SHORT EXERCISE:
Set all the material down again unchanged, without the pictures.

DATASET EXTRACT:
□ □ □
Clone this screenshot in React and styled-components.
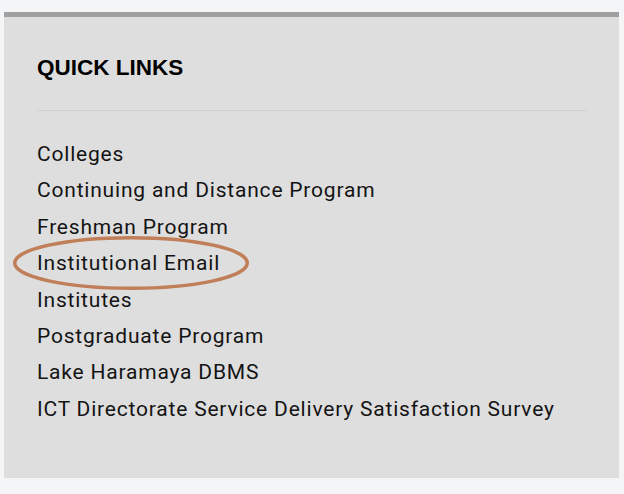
import React from 'react';
import styled, { createGlobalStyle } from 'styled-components';

const GlobalStyle = createGlobalStyle`
  html, body {
    margin: 0;
    padding: 0;
    background: #f4f5f7;
  }
`;

const Page = styled.div`
  padding: 12px 5px 16px 4px;
`;

const Card = styled.section`
  position: relative;
  background: #dedede;
  border-top: 5px solid #a0a0a0;
  padding: 38px 32px 51px 33px;
`;

const Title = styled.h2`
  margin: 0;
  font-family: "Liberation Sans", Arial, sans-serif;
  font-weight: 700;
  font-size: 22.5px;
  line-height: 26px;
  color: #000;
`;

const Divider = styled.hr`
  margin: 29px 0 25px;
  border: none;
  height: 1px;
  background: #d0d0d0;
`;

const List = styled.ul`
  list-style: none;
  margin: 0;
  padding: 0;
`;

const Item = styled.li`
  font-family: Roboto, "Noto Sans", sans-serif;
  font-size: 21px;
  letter-spacing: 0.8px;
  line-height: 36.4px;
  color: #141414;
`;

const Link = styled.a`
  color: inherit;
  text-decoration: none;
`;

const Mark = styled.svg`
  position: absolute;
  left: 7px;
  top: 217px;
  width: 240px;
  height: 58px;
  pointer-events: none;
`;

const links = [
  'Colleges',
  'Continuing and Distance Program',
  'Freshman Program',
  'Institutional Email',
  'Institutes',
  'Postgraduate Program',
  'Lake Haramaya DBMS',
  'ICT Directorate Service Delivery Satisfaction Survey',
];

export default function App() {
  return (
    <Page>
      <GlobalStyle />
      <Card>
        <Title>QUICK LINKS</Title>
        <Divider />
        <List>
          {links.map((l) => (
            <Item key={l}>
              <Link href="#">{l}</Link>
            </Item>
          ))}
        </List>
        <Mark viewBox="0 0 240 58">
          <ellipse cx="120" cy="29" rx="116.25" ry="25.25" fill="none" stroke="#c07e59" strokeWidth="3.5" />
        </Mark>
      </Card>
    </Page>
  );
}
□ □ □
OUTPUT OF THE TASK:
Clone this screenshot in React and styled-components.
import React from 'react';
import styled, { createGlobalStyle } from 'styled-components';

const GlobalStyle = createGlobalStyle`
  html, body {
    margin: 0;
    padding: 0;
    background: #f4f5f7;
  }
`;

const Page = styled.div`
  padding: 12px 5px 16px 4px;
`;

const Card = styled.section`
  position: relative;
  background: #dedede;
  border-top: 5px solid #a0a0a0;
  padding: 38px 32px 51px 33px;
`;

const Title = styled.h2`
  margin: 0;
  font-family: "Liberation Sans", Arial, sans-serif;
  font-weight: 700;
  font-size: 22.5px;
  line-height: 26px;
  color: #000;
`;

const Divider = styled.hr`
  margin: 29px 0 25px;
  border: none;
  height: 1px;
  background: #d0d0d0;
`;

const List = styled.ul`
  list-style: none;
  margin: 0;
  padding: 0;
`;

const Item = styled.li`
  font-family: Roboto, "Noto Sans", sans-serif;
  font-size: 21px;
  letter-spacing: 0.8px;
  line-height: 36.4px;
  color: #141414;
`;

const Link = styled.a`
  color: inherit;
  text-decoration: none;
`;

const Mark = styled.svg`
  position: absolute;
  left: 7px;
  top: 217px;
  width: 240px;
  height: 58px;
  pointer-events: none;
`;

const links = [
  'Colleges',
  'Continuing and Distance Program',
  'Freshman Program',
  'Institutional Email',
  'Institutes',
  'Postgraduate Program',
  'Lake Haramaya DBMS',
  'ICT Directorate Service Delivery Satisfaction Survey',
];

export default function App() {
  return (
    <Page>
      <GlobalStyle />
      <Card>
        <Title>QUICK LINKS</Title>
        <Divider />
        <List>
          {links.map((l) => (
            <Item key={l}>
              <Link href="#">{l}</Link>
            </Item>
          ))}
        </List>
        <Mark viewBox="0 0 240 58">
          <ellipse cx="120" cy="29" rx="116.25" ry="25.25" fill="none" stroke="#c07e59" strokeWidth="3.5" />
        </Mark>
      </Card>
    </Page>
  );
}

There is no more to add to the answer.